Brian isn't thinking straight, partly because he is shocked, partly because he still has the hots for Siobhan and partly because he is one of those people who thinks if he says, in a reassuring voice, all shall be well, that all shall be well. His betrayed wife Jennifer, however, responds to the idea with all the manic fury of a repressed hysteric repressed no longer. Jennifer, we are always being told, is a wonderful mother (she has had enough experience, with four children from three men). But her real skill is in maintaining a poise of Christian self-righteousness, however much at odds it is with her own history and nature.
She is not well-endowed in the empathy department. God help her, she is not even sorry that Siobhan is sick. Our sympathy for her is not helped by the writers (this past week Nawal Gadalla, the previous week Adrian Flynn) turning her rival into a saint.
Reclaiming her friendship with Elizabeth, Siobhan says piously that if she must "leave the party early" she wishes to do so on good terms with those staying on. She asks Jennifer to meet her so she can apologise and present her case. Jennifer says she is not around to ease her conscience: "I don't think you know the meaning of agony." "I didn't then," she says, solemnly. She even forgives Brian for lying when he said Jennifer was up for looking after Ruairi. "And you believed him?" says Jennifer. "You clearly don't know my husband very well."

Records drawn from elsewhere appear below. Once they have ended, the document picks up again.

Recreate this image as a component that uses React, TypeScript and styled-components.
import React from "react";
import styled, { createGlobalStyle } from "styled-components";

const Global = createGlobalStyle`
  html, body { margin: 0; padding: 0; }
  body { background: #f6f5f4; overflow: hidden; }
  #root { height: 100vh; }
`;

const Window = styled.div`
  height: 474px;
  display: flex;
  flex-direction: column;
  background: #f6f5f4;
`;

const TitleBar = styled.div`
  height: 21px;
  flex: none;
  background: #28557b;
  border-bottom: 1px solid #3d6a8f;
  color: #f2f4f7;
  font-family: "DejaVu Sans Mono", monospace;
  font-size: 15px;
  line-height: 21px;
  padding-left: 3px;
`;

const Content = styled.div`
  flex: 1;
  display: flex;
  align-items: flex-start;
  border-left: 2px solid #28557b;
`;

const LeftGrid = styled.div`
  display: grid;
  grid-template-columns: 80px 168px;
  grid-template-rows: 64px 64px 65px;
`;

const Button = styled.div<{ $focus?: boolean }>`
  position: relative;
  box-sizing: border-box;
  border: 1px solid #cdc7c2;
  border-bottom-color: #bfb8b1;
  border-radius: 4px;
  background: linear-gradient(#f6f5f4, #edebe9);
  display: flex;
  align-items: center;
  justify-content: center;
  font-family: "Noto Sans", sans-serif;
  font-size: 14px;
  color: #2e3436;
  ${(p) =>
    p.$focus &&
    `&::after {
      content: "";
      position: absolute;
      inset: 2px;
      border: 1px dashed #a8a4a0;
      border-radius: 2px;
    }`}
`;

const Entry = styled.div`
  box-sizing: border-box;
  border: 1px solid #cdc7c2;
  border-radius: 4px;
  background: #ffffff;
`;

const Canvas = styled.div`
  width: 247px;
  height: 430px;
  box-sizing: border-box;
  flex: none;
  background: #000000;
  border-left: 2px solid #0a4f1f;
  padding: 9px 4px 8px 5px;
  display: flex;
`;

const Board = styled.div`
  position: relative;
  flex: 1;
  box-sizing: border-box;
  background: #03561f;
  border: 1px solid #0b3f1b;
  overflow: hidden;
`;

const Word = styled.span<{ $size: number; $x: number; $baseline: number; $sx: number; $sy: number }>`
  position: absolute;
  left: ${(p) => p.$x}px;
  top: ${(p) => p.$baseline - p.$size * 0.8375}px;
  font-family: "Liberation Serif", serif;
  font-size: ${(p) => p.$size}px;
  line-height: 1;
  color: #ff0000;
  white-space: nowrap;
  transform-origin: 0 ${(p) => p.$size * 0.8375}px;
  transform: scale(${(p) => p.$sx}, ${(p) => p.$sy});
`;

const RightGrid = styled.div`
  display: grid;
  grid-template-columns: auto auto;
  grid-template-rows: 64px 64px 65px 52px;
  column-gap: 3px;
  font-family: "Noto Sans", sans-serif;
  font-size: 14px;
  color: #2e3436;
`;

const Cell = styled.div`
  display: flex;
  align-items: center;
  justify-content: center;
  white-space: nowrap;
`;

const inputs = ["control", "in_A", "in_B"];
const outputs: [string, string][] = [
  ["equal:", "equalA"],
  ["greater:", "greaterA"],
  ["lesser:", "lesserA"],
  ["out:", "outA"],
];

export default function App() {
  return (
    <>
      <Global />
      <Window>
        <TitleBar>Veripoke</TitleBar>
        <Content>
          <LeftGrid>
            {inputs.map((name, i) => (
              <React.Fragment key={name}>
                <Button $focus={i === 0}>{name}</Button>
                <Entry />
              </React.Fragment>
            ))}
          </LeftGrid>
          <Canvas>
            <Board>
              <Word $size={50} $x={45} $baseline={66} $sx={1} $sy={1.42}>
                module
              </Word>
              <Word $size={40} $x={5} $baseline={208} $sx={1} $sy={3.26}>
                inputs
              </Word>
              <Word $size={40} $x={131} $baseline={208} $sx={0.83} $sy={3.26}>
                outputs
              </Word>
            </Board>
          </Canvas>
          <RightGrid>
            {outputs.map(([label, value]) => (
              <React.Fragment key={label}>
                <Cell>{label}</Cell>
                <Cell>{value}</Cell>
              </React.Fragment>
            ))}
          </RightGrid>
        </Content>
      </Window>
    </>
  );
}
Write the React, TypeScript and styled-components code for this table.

This is one of those rare periods in this so often superficial saga, where we get within a sniff of a character's secret self. Tom Archer remarked to his uncle that his office smelled like a distillery. Here was Brian revealed as a secret drinker - not a comic one like Lilian or Eddie, but one so desperate he has hidden his addiction even from us listeners. Brian squeals out his love for all his children to Adam. It is a sincere squeal, but his sincerity is always walled in by past deceit; it turns out he saw Ruairi every time he travelled abroad.
We left Siobhan on Wednesday night suffering physically from her first round of chemo, and Brian and Jenny suffering in every other way. On the programme's hyperactive message board, a consensus is being reached that Adam and Ian, the only gays in the village, should bring the bastard up. Maybe. But there will be plenty more agony first. Goody, goody.